The patent then describes a sequential pattern processing arrangement which sequential pattern is partitioned into successive time intervals In each time interval a set of signals representative of the interval sequential pattern and a signal representative of the differences between the interval sequential pattern and the interval representative signal are generated.
The speech pattern is partitioned in successive time intervals. In each interval a set of signals representative of the speech pattern and a signal representative of the differences between the interval speech pattern are generated.
In this manner one can obtain a compression of speech after the speech has been digitized. Thus, as indicated, the prior art has been concerned with the problem and concerned with devices which enable one to compress speech to allow transmission without sacrificing speech quality.

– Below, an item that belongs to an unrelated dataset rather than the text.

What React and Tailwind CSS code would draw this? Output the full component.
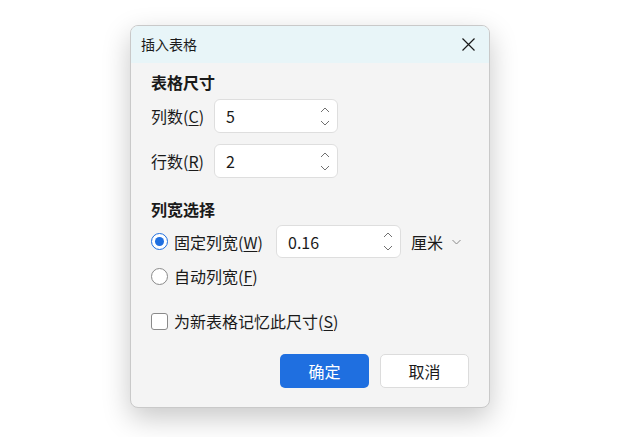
import React from "react";

const font = { fontFamily: '"Noto Sans CJK SC", "Noto Sans", sans-serif' };

function Spinner() {
  return (
    <div className="flex flex-col items-center gap-[7px] mr-[7px]">
      <svg width="10" height="6" viewBox="0 0 10 6" fill="none">
        <path d="M1 5L5 1L9 5" stroke="#707070" strokeWidth="1" />
      </svg>
      <svg width="10" height="6" viewBox="0 0 10 6" fill="none">
        <path d="M1 1L5 5L9 1" stroke="#707070" strokeWidth="1" />
      </svg>
    </div>
  );
}

function NumInput({ value, w, h }) {
  return (
    <div
      className={`flex items-center justify-between bg-white border border-[#dedede] rounded-[6px] pl-[11px] ${w} ${h}`}
    >
      <span className="text-[16px] text-[#1a1a1a] leading-none">{value}</span>
      <Spinner />
    </div>
  );
}

export default function App() {
  return (
    <div className="w-[622px] h-[437px] bg-white overflow-hidden pt-[25px]" style={font}>
      <div className="ml-[130px] w-[360px] h-[383px] rounded-[8px] border border-[#c9c9c9] bg-[#f4f4f4] overflow-hidden shadow-[0_10px_28px_rgba(0,0,0,0.22)] flex flex-col">
        <div className="h-[37px] flex items-center justify-between pl-[10px] pr-[14px] bg-[#e8f5f8]">
          <span className="text-[14px] text-[#1a1a1a]">插入表格</span>
          <svg width="13" height="13" viewBox="0 0 13 13" fill="none">
            <path d="M0.5 0.5L12.5 12.5M12.5 0.5L0.5 12.5" stroke="#1a1a1a" strokeWidth="1.2" />
          </svg>
        </div>
        <div className="flex flex-col pl-[20px] pr-[20px] text-[#1a1a1a]">
          <div className="mt-[7px] h-[24px] flex items-center text-[16px] font-bold">表格尺寸</div>
          <div className="mt-[5px] flex items-center">
            <span className="w-[63px] text-[16px]">
              列数(<span className="underline underline-offset-2">C</span>)
            </span>
            <NumInput value="5" w="w-[124px]" h="h-[34px]" />
          </div>
          <div className="mt-[11px] flex items-center">
            <span className="w-[63px] text-[16px]">
              行数(<span className="underline underline-offset-2">R</span>)
            </span>
            <NumInput value="2" w="w-[124px]" h="h-[34px]" />
          </div>
          <div className="mt-[19px] h-[24px] flex items-center text-[16px] font-bold">列宽选择</div>
          <div className="mt-[4px] flex items-center">
            <span className="w-[17px] h-[17px] rounded-full border-[1.5px] border-[#1f6fe0] flex items-center justify-center bg-white">
              <span className="w-[9px] h-[9px] rounded-full bg-[#1f6fe0]" />
            </span>
            <span className="ml-[6px] w-[102px] text-[16px]">
              固定列宽(<span className="underline underline-offset-2">W</span>)
            </span>
            <NumInput value="0.16" w="w-[125px]" h="h-[33px]" />
            <span className="ml-[10px] text-[16px]">厘米</span>
            <svg className="ml-[9px]" width="9" height="6" viewBox="0 0 9 6" fill="none">
              <path d="M0.5 1L4.5 5L8.5 1" stroke="#8a8a8a" strokeWidth="1" />
            </svg>
          </div>
          <div className="mt-[6px] h-[24px] flex items-center">
            <span className="w-[17px] h-[17px] rounded-full border border-[#8a8a8a] bg-white" />
            <span className="ml-[6px] text-[16px]">
              自动列宽(<span className="underline underline-offset-2">F</span>)
            </span>
          </div>
          <div className="mt-[21px] h-[24px] flex items-center">
            <span className="w-[17px] h-[17px] rounded-[3px] border border-[#8a8a8a] bg-white" />
            <span className="ml-[6px] text-[16px]">
              为新表格记忆此尺寸(<span className="underline underline-offset-2">S</span>)
            </span>
          </div>
          <div className="mt-[21px] flex justify-end gap-[11px]">
            <button className="w-[89px] h-[34px] rounded-[5px] bg-[#1f6fe0] text-white text-[16px]">确定</button>
            <button className="w-[89px] h-[34px] rounded-[5px] bg-white border border-[#dcdcdc] text-[#1a1a1a] text-[16px]">取消</button>
          </div>
        </div>
      </div>
    </div>
  );
}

See also an article entitled "Improved Pulse Search Algorithms For Multi-Pulse Excited Speech Coder" by S. Ono, T. Araseki, and K. Ozawa of the NEC Corporation of Japan, published 1984 at the Globe Com Conference in Atlanta, Ga.

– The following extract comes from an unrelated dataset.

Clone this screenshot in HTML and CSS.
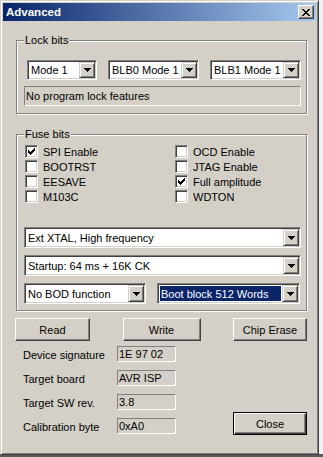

It is an object of the present invention to provide a multi-rate digital voice coder which voice coder allows one to compress speech to allow digital speech to be transmitted over conventional communications channels such as telephone links.
It is a further object of the present invention to provide a multi-rate digital voice coder apparatus which enables one to preserve high speech quality after digitization which digitized signal is capable of being transmitted at different rates for accommodating different transmission channels.
It is a further object of the present invention to provide a multi-rate digital voice coder apparatus which enables one to provide compressed speech for more efficient digital transmission and storage.